Honda is recalling nearly 500,000 vehicles due to seat belts that may not buckle properly


Honda is recalling nearly half a million cars, including many of its best-selling SUV and light vehicle models, due to potential issues with driver and front passenger seatbelts not latching properly.

In a March 9 report filed with the U.S. National Highway Traffic Safety Administration (NHTSA), published Wednesday, Honda said 448,613 vehicles were affected by the seatbelt issue. The company estimates that one percent of recalled seat belts are defective.

“The seatbelt buckle channel for the driver and front passenger was manufactured outside of specification, causing interference between the buckle channel and the release button,” Honda said in its report. “The surface coating of the buckle channel can deteriorate over time and the release button can shrink against the channel at low temperatures, increasing friction.”

The models affected by the recall include some of Honda’s most popular vehicles, including the CR-V and Accord, which were featured on Car and Driver’s best-selling cars of 2022. The models affected by the recall are the CR-V between 2017 and 2020, the Accord between 2018 and 2019, the Accord Hybrid between 2018 and 2019, the Odyssey between 2018 and 2020, the Acura RDX between 2019 and 2020 and the 2019 Insight.

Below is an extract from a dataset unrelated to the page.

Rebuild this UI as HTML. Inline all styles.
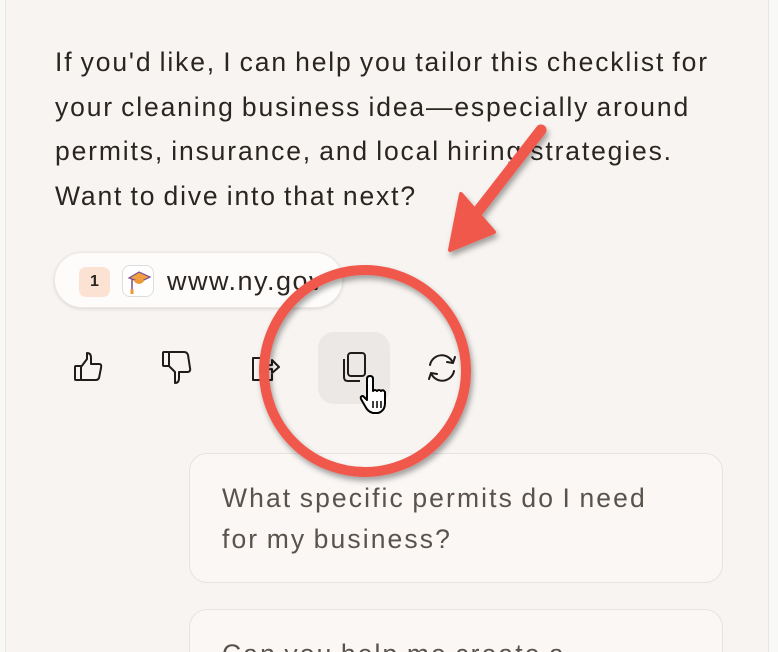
<!DOCTYPE html>
<html><head><meta charset="utf-8"><style>
*{margin:0;padding:0;box-sizing:border-box}
html,body{width:778px;height:652px;overflow:hidden;background:#f8f8f7}
body{font-family:"Liberation Sans",sans-serif;position:relative}
.panel{position:absolute;left:5px;top:0;width:764px;height:652px;background:#f7f4f1;border-left:1px solid #e8e5e2;border-right:1px solid #e8e5e2}
.txt{position:absolute;left:55px;top:40px;width:680px;font-size:26.5px;line-height:44.5px;color:#2a2521;letter-spacing:1.85px;word-spacing:-2px}
.chip{position:absolute;left:54px;top:252px;width:289px;height:56px;background:#fdfcfb;border-radius:28px;box-shadow:0 1px 3px rgba(0,0,0,.12);border:1px solid #ece8e4}
.num{position:absolute;left:24px;top:14px;width:31px;height:30px;background:#fbe2d3;border-radius:7px;font-size:16px;font-weight:bold;color:#2a2521;text-align:center;line-height:30px}
.fav{position:absolute;left:67px;top:12px;width:32px;height:32px;border-radius:8px;border:1px solid #ddd;background:#fff}
.url{position:absolute;left:112px;top:13px;font-size:27px;color:#2a2521;letter-spacing:1.5px}
.ic{position:absolute;top:350px}
.hov{position:absolute;left:318px;top:332px;width:72px;height:72px;background:#ebe8e5;border-radius:16px}
.card{position:absolute;left:189px;width:534px;background:#faf7f5;border:1.5px solid #e7e3df;border-radius:18px;font-size:26.5px;line-height:41px;color:#5a524c;padding:24px 50px 24px 32px;letter-spacing:2.1px;word-spacing:-2px;overflow:hidden}
</style></head><body>
<div class="panel"></div>
<div class="txt">If you'd like, I can help you tailor this checklist for your cleaning business idea—especially around permits, insurance, and local hiring strategies. Want to dive into that next?</div>
<div class="chip"><div class="num">1</div><div class="fav"><svg width="32" height="32" viewBox="0 0 32 32"><path d="M6 12 L16 6 L27 11 L17 16Z" fill="#f0a040" stroke="#7a4a90" stroke-width="1.2"/><path d="M10 14 Q16 22 22 14" fill="#e89a3a"/><line x1="9" y1="13" x2="9" y2="26" stroke="#7a4a90" stroke-width="1.5"/><rect x="7.5" y="23" width="3" height="5" fill="#e89a3a"/></svg></div><div class="url">www.ny.gov</div></div>
<div class="hov"></div>
<svg class="ic" style="left:72px" width="36" height="36" viewBox="0 0 36 36" fill="none" stroke="#1f1c1a" stroke-width="2" stroke-linejoin="round"><rect x="3" y="16" width="6" height="14" rx="1"/><path d="M9 17 L15 9 V3 Q19 3 19 8 V14 H27 Q30 14 29 18 L27 28 Q26 30 24 30 H9"/></svg>
<svg class="ic" style="left:160px" width="36" height="36" viewBox="0 0 36 36" fill="none" stroke="#1f1c1a" stroke-width="2" stroke-linejoin="round"><rect x="3" y="2" width="6" height="14" rx="1"/><path d="M9 16 L15 22 V33 Q19 33 19 28 V22 H27 Q31 22 30 18 L28 5 Q27 2 24 2 H9"/></svg>
<svg class="ic" style="left:248px" width="36" height="36" viewBox="0 0 36 36" fill="none" stroke="#1f1c1a" stroke-width="2" stroke-linejoin="round"><path d="M14 8 H5 V30 H24 V24"/><path d="M13 24 Q13 15 24 15 V10 L31 17 L24 23 V19 Q17 19 13 24Z"/></svg>
<svg class="ic" style="left:338px" width="36" height="36" viewBox="0 0 36 36" fill="none" stroke="#1f1c1a" stroke-width="2" stroke-linejoin="round"><rect x="10" y="3" width="17" height="23" rx="3"/><path d="M6 9 V27 Q6 31 10 31 H22"/></svg>
<svg class="ic" style="left:424px" width="36" height="36" viewBox="0 0 36 36" fill="none" stroke="#1f1c1a" stroke-width="2" stroke-linecap="round" stroke-linejoin="round"><path d="M6 15 A12 12 0 0 1 29 13 M29 13 L31 7 M29 13 L23 12"/><path d="M30 21 A12 12 0 0 1 7 23 M7 23 L5 29 M7 23 L13 24"/></svg>
<svg style="position:absolute;left:358px;top:375px" width="36" height="42" viewBox="0 0 36 42"><path d="M9 4 Q9 1 12 1 Q15 1 15 4 V16 Q17 14 19 16 Q21 14 23 16 Q25 14 27 17 V28 Q27 36 20 38 H15 Q10 37 7 31 L3 24 Q2 21 5 21 L9 25Z" fill="#fff" stroke="#000" stroke-width="2" stroke-linejoin="round"/><path d="M15 26v7M19 26v7M23 26v7" stroke="#000" stroke-width="1.5"/></svg>
<div class="card" style="top:453px;height:130px">What specific permits do I need for my business?</div>
<div class="card" style="top:609px;height:43px;border-bottom:none;border-radius:18px 18px 0 0">Can you help me create a</div>
<svg style="position:absolute;left:0;top:0" width="778" height="652" viewBox="0 0 778 652">
<defs><filter id="s" x="-20%" y="-20%" width="140%" height="140%"><feDropShadow dx="2" dy="4" stdDeviation="3" flood-color="#000" flood-opacity=".35"/></filter></defs>
<g filter="url(#s)">
<circle cx="365" cy="371" r="101" fill="none" stroke="#f0584c" stroke-width="10"/>
<path d="M541 130 L475 215" stroke="#f0584c" stroke-width="11" stroke-linecap="round"/>
<path d="M450 250 L461 194 L494 232Z" fill="#f0584c" stroke="#f0584c" stroke-width="4" stroke-linejoin="round"/>
</g>
</svg>
</body></html>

The company said in the report that the increased friction could pose a safety risk.

“If the seat belt buckle does not engage, the occupant may not be properly restrained, increasing the occupant’s risk of injury,” Honda wrote.

Honda received more than 300 warranty claims related to the issue between March 22, 2019 and January 16, 2023, but the company said there had been no reports of injuries or deaths from the seat belt issue as of early March.

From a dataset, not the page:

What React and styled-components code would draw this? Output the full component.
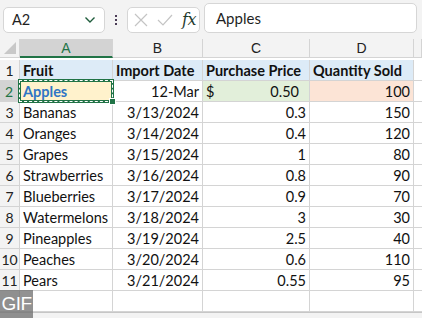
import React from "react";
import styled, { createGlobalStyle } from "styled-components";

const GlobalStyle = createGlobalStyle`
  html, body { margin: 0; padding: 0; background: #ffffff; }
  body { width: 422px; height: 318px; overflow: hidden; font-family: "Lato", "Liberation Sans", sans-serif; }
`;

const GREEN = "#217346";
const GRID = "#d4d4d4";
const COLS = "20px 93px 90px 107px 104px 8px";

const Window = styled.div`
  position: relative;
  width: 422px;
  height: 318px;
  overflow: hidden;
  background: #ffffff;
`;

const FormulaBar = styled.div`
  display: flex;
  align-items: center;
  height: 39px;
  padding: 0 5px 0 3px;
  box-sizing: border-box;
  background: #f3f3f3;
`;

const Box = styled.div`
  display: flex;
  align-items: center;
  box-sizing: border-box;
  height: ${(p) => p.$h || 26}px;
  width: ${(p) => (p.$w ? p.$w + "px" : "auto")};
  flex: ${(p) => (p.$grow ? 1 : "none")};
  background: #ffffff;
  border: 1px solid #d6d6d6;
  border-radius: 5px;
  padding: 0 ${(p) => p.$pad || 8}px;
  font-size: ${(p) => p.$fs || 14.5}px;
  color: #1f1f1f;
  margin-top: ${(p) => p.$mt || 0}px;
  margin-left: ${(p) => p.$ml || 0}px;
`;

const NameText = styled.span`
  flex: 1;
`;

const Dots = styled.div`
  width: 22px;
  display: flex;
  flex-direction: column;
  align-items: center;
  gap: 2px;
  span {
    width: 2px;
    height: 2px;
    background: #4a3b55;
  }
`;

const FxGroup = styled.div`
  display: flex;
  align-items: center;
  gap: 9px;
  flex: 1;
`;

const Fx = styled.span`
  font-family: "DejaVu Serif", "Liberation Serif", serif;
  font-style: italic;
  font-size: 16px;
  color: #1f3a2e;
  margin-left: auto;
  letter-spacing: -0.5px;
`;

const Sheet = styled.div`
  display: grid;
  grid-template-columns: ${COLS};
  grid-auto-rows: 21px;
`;

const ColHead = styled.div`
  height: 19px;
  box-sizing: border-box;
  display: flex;
  align-items: center;
  justify-content: center;
  font-size: 14px;
  font-family: "Liberation Sans", sans-serif;
  color: ${(p) => (p.$sel ? GREEN : "#222")};
  background: ${(p) => (p.$sel ? "#d3d3d3" : "#f3f3f3")};
  border-right: 1px solid ${GRID};
  border-bottom: ${(p) => (p.$sel ? `2px solid ${GREEN}` : `1px solid ${GRID}`)};
`;

const Corner = styled(ColHead)`
  position: relative;
  &::after {
    content: "";
    position: absolute;
    right: 3px;
    bottom: 3px;
    width: 0;
    height: 0;
    border-left: 12px solid transparent;
    border-bottom: 12px solid #c8c8c8;
  }
`;

const RowHead = styled.div`
  box-sizing: border-box;
  display: flex;
  align-items: center;
  justify-content: center;
  font-size: 14px;
  color: ${(p) => (p.$sel ? GREEN : "#222")};
  background: ${(p) => (p.$sel ? "#d3d3d3" : "#f3f3f3")};
  border-right: ${(p) => (p.$sel ? `2px solid ${GREEN}` : `1px solid ${GRID}`)};
  border-bottom: 1px solid ${GRID};
`;

const Cell = styled.div`
  position: relative;
  box-sizing: border-box;
  display: flex;
  align-items: center;
  justify-content: ${(p) => (p.$right ? "flex-end" : "space-between")};
  padding: 1px 3px 0 3px;
  font-size: 14.5px;
  font-weight: ${(p) => (p.$bold ? 700 : 400)};
  color: ${(p) => p.$color || "#111"};
  background: ${(p) => p.$bg || "#ffffff"};
  border-right: 1px solid ${GRID};
  border-bottom: 1px solid ${GRID};
  white-space: nowrap;
`;

const Gutter = styled.div`
  border-bottom: 1px solid ${GRID};
  background: #ffffff;
`;

const Selection = styled.div`
  position: absolute;
  z-index: 3;
  left: -2px;
  top: -2px;
  right: -2px;
  bottom: -2px;
  border: 3px solid ${GREEN};
  pointer-events: none;
  &::before {
    content: "";
    position: absolute;
    inset: -2px;
    border: 1px dashed #ffffff;
  }
  &::after {
    content: "";
    position: absolute;
    right: -5px;
    bottom: -5px;
    width: 5px;
    height: 5px;
    background: ${GREEN};
    border: 1px solid #ffffff;
  }
`;

const Footer = styled.div`
  height: 8px;
  border-top: 1px solid #c6c6c6;
  background: #f3f3f3;
`;

const Watermark = styled.div`
  position: absolute;
  left: 0;
  bottom: 0;
  width: 33px;
  height: 28px;
  background: rgba(110, 110, 110, 0.75);
  color: #ffffff;
  font-family: "Liberation Sans", sans-serif;
  font-size: 19px;
  display: flex;
  align-items: center;
  justify-content: center;
  letter-spacing: -0.5px;
`;

const Chevron = () => (
  <svg width="12" height="8" viewBox="0 0 12 8">
    <path d="M1.5 1.5 L6 6 L10.5 1.5" fill="none" stroke="#1f5c3c" strokeWidth="1.4" />
  </svg>
);

const Cross = () => (
  <svg width="14" height="14" viewBox="0 0 14 14">
    <path d="M1 1 L13 13 M13 1 L1 13" stroke="#c4c4c4" strokeWidth="1.2" />
  </svg>
);

const Check = () => (
  <svg width="16" height="12" viewBox="0 0 16 12">
    <path d="M1 6 L6 11 L15 1" fill="none" stroke="#c4c4c4" strokeWidth="1.2" />
  </svg>
);

const rows = [
  ["Bananas", "3/13/2024", "0.3", "150"],
  ["Oranges", "3/14/2024", "0.4", "120"],
  ["Grapes", "3/15/2024", "1", "80"],
  ["Strawberries", "3/16/2024", "0.8", "90"],
  ["Blueberries", "3/17/2024", "0.9", "70"],
  ["Watermelons", "3/18/2024", "3", "30"],
  ["Pineapples", "3/19/2024", "2.5", "40"],
  ["Peaches", "3/20/2024", "0.6", "110"],
  ["Pears", "3/21/2024", "0.55", "95"],
];

export default function App() {
  return (
    <Window>
      <GlobalStyle />
      <FormulaBar>
        <Box $w={102} $pad={8}>
          <NameText>A2</NameText>
          <Chevron />
        </Box>
        <Dots>
          <span />
          <span />
          <span />
        </Dots>
        <Box $w={73} $pad={6}>
          <FxGroup>
            <Cross />
            <Check />
            <Fx>fx</Fx>
          </FxGroup>
        </Box>
        <Box $grow $h={30} $mt={-3} $pad={11} $ml={4} $fs={15}>
          Apples
        </Box>
      </FormulaBar>
      <Sheet>
        <Corner />
        <ColHead $sel>A</ColHead>
        <ColHead>B</ColHead>
        <ColHead>C</ColHead>
        <ColHead>D</ColHead>
        <ColHead />

        <RowHead>1</RowHead>
        <Cell $bold $bg="#ddebf7">Fruit</Cell>
        <Cell $bold $bg="#ddebf7">Import Date</Cell>
        <Cell $bold $bg="#ddebf7">Purchase Price</Cell>
        <Cell $bold $bg="#ddebf7">Quantity Sold</Cell>
        <Gutter />

        <RowHead $sel>2</RowHead>
        <Cell $bold $bg="#fff2cc" $color="#2f75c5">
          Apples
          <Selection />
        </Cell>
        <Cell $right>12-Mar</Cell>
        <Cell $bg="#e2efda">
          <span>$</span>
          <span style={{ paddingRight: 7 }}>0.50</span>
        </Cell>
        <Cell $right $bg="#fce4d6">100</Cell>
        <Gutter />

        {rows.map((r, i) => (
          <React.Fragment key={r[0]}>
            <RowHead>{i + 3}</RowHead>
            <Cell>{r[0]}</Cell>
            <Cell $right>{r[1]}</Cell>
            <Cell $right>{r[2]}</Cell>
            <Cell $right>{r[3]}</Cell>
            <Gutter />
          </React.Fragment>
        ))}

        <RowHead />
        <Cell />
        <Cell />
        <Cell />
        <Cell />
        <Gutter />
      </Sheet>
      <Footer />
      <Watermark>GIF</Watermark>
    </Window>
  );
}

The Honda recall comes a month after the Japanese automaker recalled more than 114,000 Fit and HR-V vehicles over a problem with the rear camera. A February NHTSA report shows that Honda ordered the recall for those ignition-equipped vehicles because the display may not power on and the car is unable to display the video image from the rear view camera. Honda estimated that 100 percent of cars may have the defect.

Other automakers, such as Toyota and Chevrolet, have recently announced recalls for a variety of reasons, from faulty software to missing or faulty parts.

So, what’s next for Honda owners affected by the latest recall? The company said in its report to U.S. safety regulators that owners affected by seatbelt issues should expect Honda to contact them by mail on April 17. When owners receive Honda’s notice, they will be instructed to obtain a free seatbelt replacement from an authorized dealer, the company said.